Obviously the tech can always be improved, but I find this to be a secondary concern. Ideas can still be cool without worrying about implementation details. For instance, if the PoC works well enough, but you want better performance, then you can train a new OCR system specifically for it. You can break the project down into pieces, where each piece is an interesting challenge. Meanwhile getting 80% performance out of an existing solution allows you to build up a dataset to be used for improving it.


Ha I was going to say, I was trying to read receipts and Tesseract was having problems, those are machine-printed not hand written. Granted supposed to clean up/up contrast/etc... but yeah. Scanning a screenshot of a website though accuracy is almost 100% every time eg. just black/white text.


It's usually better to segment the text on the image (and twek the perspective if necessary) to help tesseract extract the text. All the "easy" preprocessing that can be done beforehand helps a lot. I understand that Google Vision Services doesn't need these kind of adjustments (or maybe they do them automatically?), which makes for an easier time/less code, but setting up the account sure looks like a lot of work from the article!


That's a good tip about the segmenting text, will have to keep that in mind next time.

I like the local aspect, one project I have in mind is a hand writing to printed letters for note taking/tablets. Not a new concept I think one drive has it, but it would be neat to train it on your own writing.

Why not Zoidberg


If you want to train your own net for handwritten letters, you can start with EMNIST[0] and then move on from there.

[0] https://www.nist.gov/itl/products-and-services/emnist-datase...


Thanks, yeah it's an ambitious project. It's cool but has no real gain immediately. Maybe if I was a student/used a tablet everyday.


Nice tutorial, but seems like it would be much easier (and more user friendly) to concert to markdown instead of using his pseudo-tags for HTML. The only thing perhaps you'd need to handle differently than native Markdown is significant whitespace, but that seems like it would just need some minimal changes.


I completely agree, this would be suited so well for Markdown! Funnily enough I have been wanting to add this feature into a knowledge management app [1] I've been building. There have been so many times where our users have written something on paper and want to save it digitally to work on and organise later.

[1] https://supernotes.app


Convert paper-based notes to HTML content with Google Vision API

The title is funny to me, because I know people who deliberately take paper notes to keep them safe from Google.
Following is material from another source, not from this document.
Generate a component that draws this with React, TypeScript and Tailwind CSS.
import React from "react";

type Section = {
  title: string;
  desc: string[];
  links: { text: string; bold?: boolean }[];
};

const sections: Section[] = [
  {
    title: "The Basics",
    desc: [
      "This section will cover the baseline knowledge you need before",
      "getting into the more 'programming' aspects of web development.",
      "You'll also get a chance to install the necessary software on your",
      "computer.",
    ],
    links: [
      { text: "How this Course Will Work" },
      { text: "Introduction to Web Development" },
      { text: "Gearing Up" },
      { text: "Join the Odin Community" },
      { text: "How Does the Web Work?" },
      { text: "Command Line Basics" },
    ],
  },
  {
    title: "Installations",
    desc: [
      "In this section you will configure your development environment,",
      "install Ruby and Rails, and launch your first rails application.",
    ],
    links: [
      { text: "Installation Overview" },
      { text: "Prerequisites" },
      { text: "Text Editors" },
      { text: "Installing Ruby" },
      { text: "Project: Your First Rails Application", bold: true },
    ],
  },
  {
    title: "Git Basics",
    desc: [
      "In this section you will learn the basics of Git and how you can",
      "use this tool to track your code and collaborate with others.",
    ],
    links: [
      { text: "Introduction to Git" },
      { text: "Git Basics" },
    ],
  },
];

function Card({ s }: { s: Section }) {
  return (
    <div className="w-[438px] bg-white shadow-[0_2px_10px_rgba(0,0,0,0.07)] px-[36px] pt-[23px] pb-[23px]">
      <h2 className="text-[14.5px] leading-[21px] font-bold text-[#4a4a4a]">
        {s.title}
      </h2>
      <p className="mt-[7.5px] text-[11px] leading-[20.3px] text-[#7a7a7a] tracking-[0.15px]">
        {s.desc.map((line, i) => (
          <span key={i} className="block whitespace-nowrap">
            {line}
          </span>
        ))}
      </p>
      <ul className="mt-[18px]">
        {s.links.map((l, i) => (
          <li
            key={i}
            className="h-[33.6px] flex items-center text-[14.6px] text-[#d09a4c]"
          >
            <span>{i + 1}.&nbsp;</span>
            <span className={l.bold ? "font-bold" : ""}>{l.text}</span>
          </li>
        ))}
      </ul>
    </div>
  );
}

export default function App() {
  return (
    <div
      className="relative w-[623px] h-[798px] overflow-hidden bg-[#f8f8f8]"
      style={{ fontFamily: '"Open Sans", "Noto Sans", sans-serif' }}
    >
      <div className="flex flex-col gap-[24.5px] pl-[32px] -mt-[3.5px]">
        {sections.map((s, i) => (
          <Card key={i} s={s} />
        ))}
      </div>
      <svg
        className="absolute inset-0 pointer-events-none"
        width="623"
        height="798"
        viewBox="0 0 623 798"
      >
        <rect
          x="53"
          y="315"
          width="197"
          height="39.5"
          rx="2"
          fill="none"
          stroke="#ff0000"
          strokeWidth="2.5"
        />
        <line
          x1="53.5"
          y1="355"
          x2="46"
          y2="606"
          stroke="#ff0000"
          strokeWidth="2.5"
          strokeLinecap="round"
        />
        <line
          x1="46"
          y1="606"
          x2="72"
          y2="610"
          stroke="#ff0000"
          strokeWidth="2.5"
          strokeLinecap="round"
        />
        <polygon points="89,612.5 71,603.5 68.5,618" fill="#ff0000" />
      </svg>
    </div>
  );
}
I guess now they have an option should they change their views on privacy.


I used rocketbook for a time and it worked really well. Just the erasing and having to use specific pages to take notes on meant I couldn't just grab anything to take notes on and archive it with search capabilities.

This seems like it could be nice to tinker with building something similar.
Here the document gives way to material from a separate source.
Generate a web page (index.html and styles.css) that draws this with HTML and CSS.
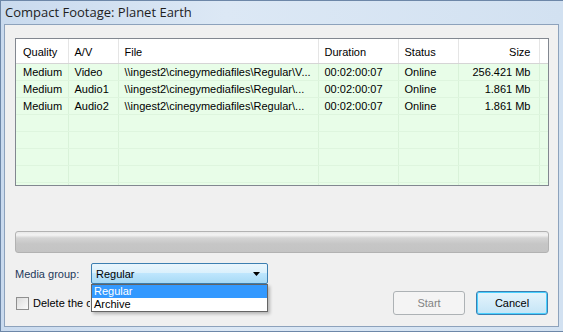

I prefer hand written notes but prefer to be able recall the notes digitally from a search.


How long will Google keep supporting this API, though?

And, it's getting old, but why does Google need to know any notes I write down. My desktop computer and phone seem powerful enough to do any OCR with the right software.
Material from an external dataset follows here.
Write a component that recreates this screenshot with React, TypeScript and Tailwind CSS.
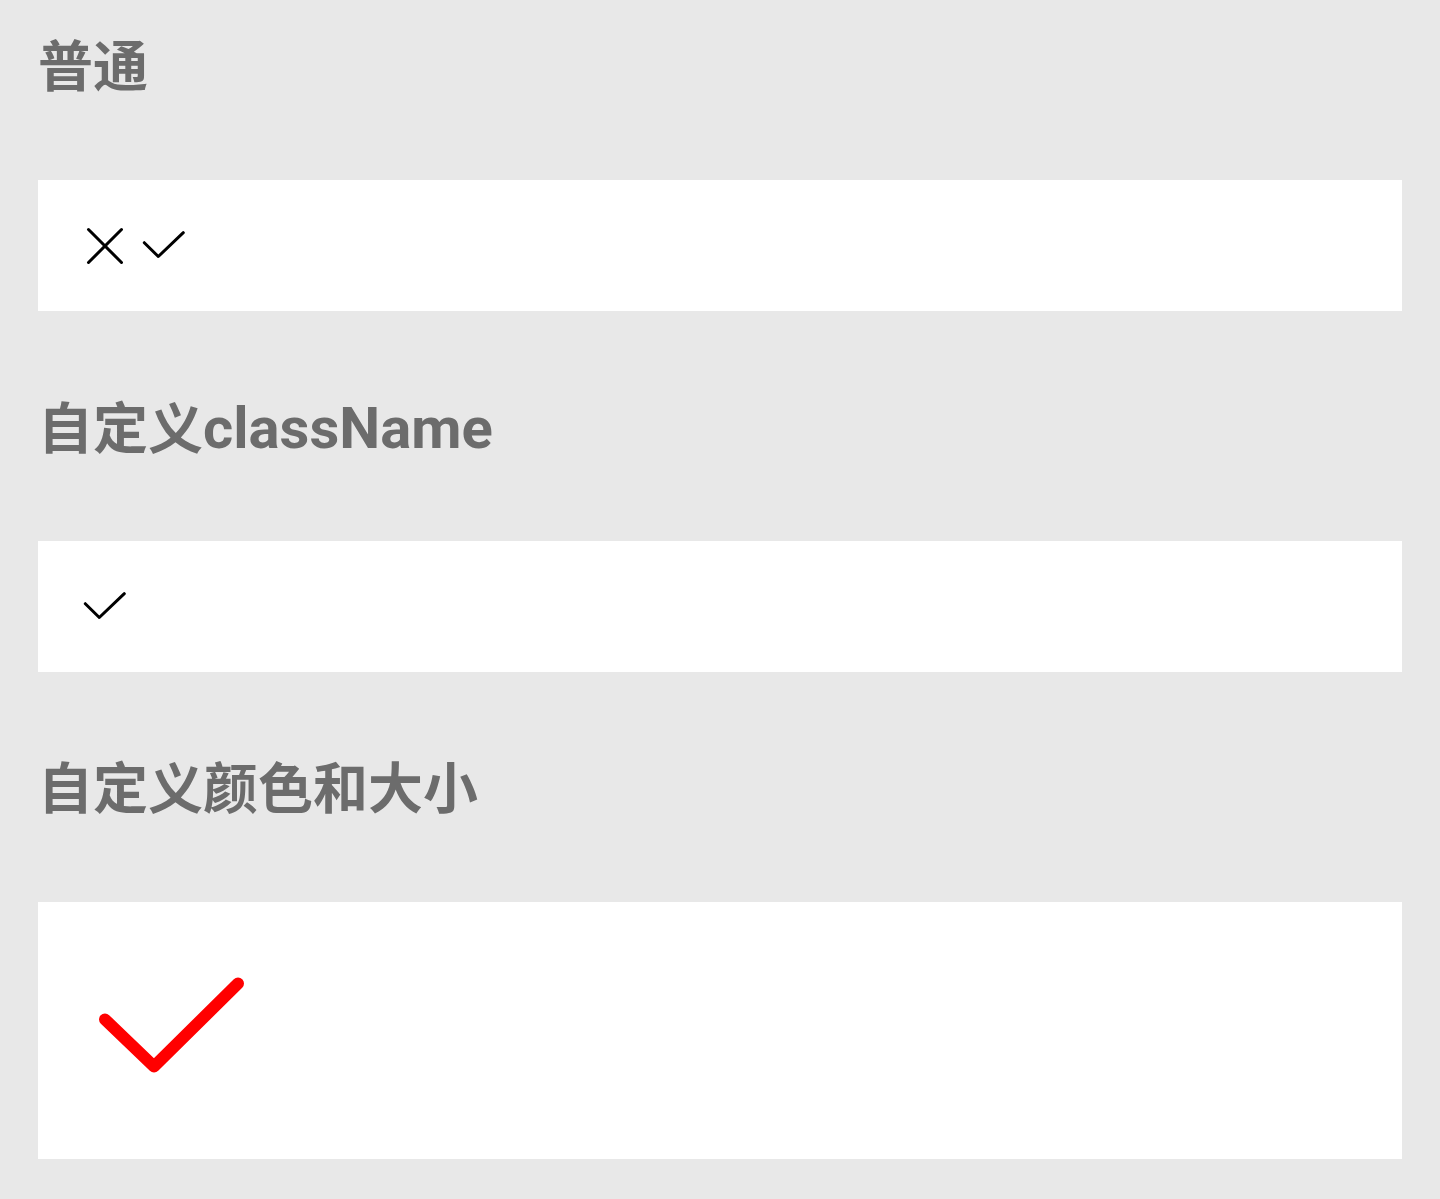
import React from 'react';

const headingFont = { fontFamily: 'Roboto, "Noto Sans CJK SC", sans-serif' };

const CrossIcon = () => (
  <svg width="44" height="44" viewBox="0 0 44 44" fill="none" stroke="#000" strokeWidth="3" strokeLinecap="round">
    <path d="M5.5 5.5L38.5 38.5M38.5 5.5L5.5 38.5" />
  </svg>
);

const CheckIcon = () => (
  <svg width="44" height="44" viewBox="0 0 44 44" fill="none" stroke="#000" strokeWidth="3" strokeLinecap="round" strokeLinejoin="round">
    <path d="M3.3 18.7L17.3 32.5L42.3 8.7" />
  </svg>
);

const BigCheck = () => (
  <svg width="170" height="120" viewBox="0 0 170 120" fill="none" stroke="#ff0000" strokeWidth="12" strokeLinecap="round" strokeLinejoin="round">
    <path d="M22 48.5L71 95.5L155 12.5" />
  </svg>
);

const Section = ({ title, first, children }: { title: React.ReactNode; first?: boolean; children: React.ReactNode }) => (
  <div className={first ? '' : 'mt-[50px]'}>
    <div className="h-[134px] flex items-center text-[55px] font-bold text-[#6c6c6c]" style={headingFont}>
      <span>{title}</span>
    </div>
    <div className="mt-[46px]">{children}</div>
  </div>
);

export default function App() {
  return (
    <div className="min-h-[1199px] bg-[#e8e8e8] px-[38px] pb-[40px]">
      <Section title="普通" first>
        <div className="h-[131px] bg-white flex items-center pl-[45px] gap-[14px]">
          <CrossIcon />
          <CheckIcon />
        </div>
      </Section>
      <Section title={<>自定义<span className="text-[58px]">className</span></>}>
        <div className="h-[131px] bg-white flex items-center pl-[44px]">
          <CheckIcon />
        </div>
      </Section>
      <Section title="自定义颜色和大小">
        <div className="h-[257px] bg-white flex items-center pl-[45px]">
          <BigCheck />
        </div>
      </Section>
    </div>
  );
}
I am looking for a great OCR software I can run locally instead of using Cloud Vision. Do you have any suggestions?


Are you on Mac or iOS? If so, then I developed apps for them which does OCR 100% locally:

MacOS:

https://apps.apple.com/us/app/image-text-ocr-photo-pdf-scan/...

iOS:

https://apps.apple.com/us/app/image-text-ocr-photo-scanner/i...


Do you have a recommendation for good OCR software? Tesseract had trouble for me reading scanned printed text.


Don't want to duplicate my comment:

https://news.ycombinator.com/item?id=23953456


Thank you.


>And, it's getting old, but why does Google need to know any notes I write down.

So they can target you with more ads.


You do realise Google doesn't use this data to target ads, right? Nor do you need an account.


Your really made me want to try the API. Also, awesome write up. Thank you.


I counted 12 steps to just get the demo going. Not for the faint of heart!


Beware, it's in fact a medium article ... Do someone have a good trick to skip their paywall?


Outline might help a bit [0] - it preserves all the text but pictures are really small [1] and all headers are lost.

[0]: https://outline.com/KZqa5L

Edit:

[1]: Images on Medium can be resized by changing the expected width param, as in https://miro.medium.com/max/{width}/{filename} URI.

- Outline-generated link (width = 60 px): https://miro.medium.com/max/60/1*rNmb72I6rBUckbJuI6hRFw.png?...

- Resized to 1024px width: https://miro.medium.com/max/1024/1*rNmb72I6rBUckbJuI6hRFw.pn...


both work for me

- incognito tab in chrome

- delete the medium or in this case itnext.io cookie


I did not get blocked this time so I cannot confirm it works properly on medium but this is a wonderful extension for unblocking many paywalls.

https://github.com/iamadamdev/bypass-paywalls-chrome


They lost me at "Google".

I don't want to have to use a Google account and to share my images and notes and text with Google and the US government.

Also - I agree with other commenters that it'll probably be a better idea to obtain the "unparsed" markup (or should I say - markdown?) rather than generating HTML.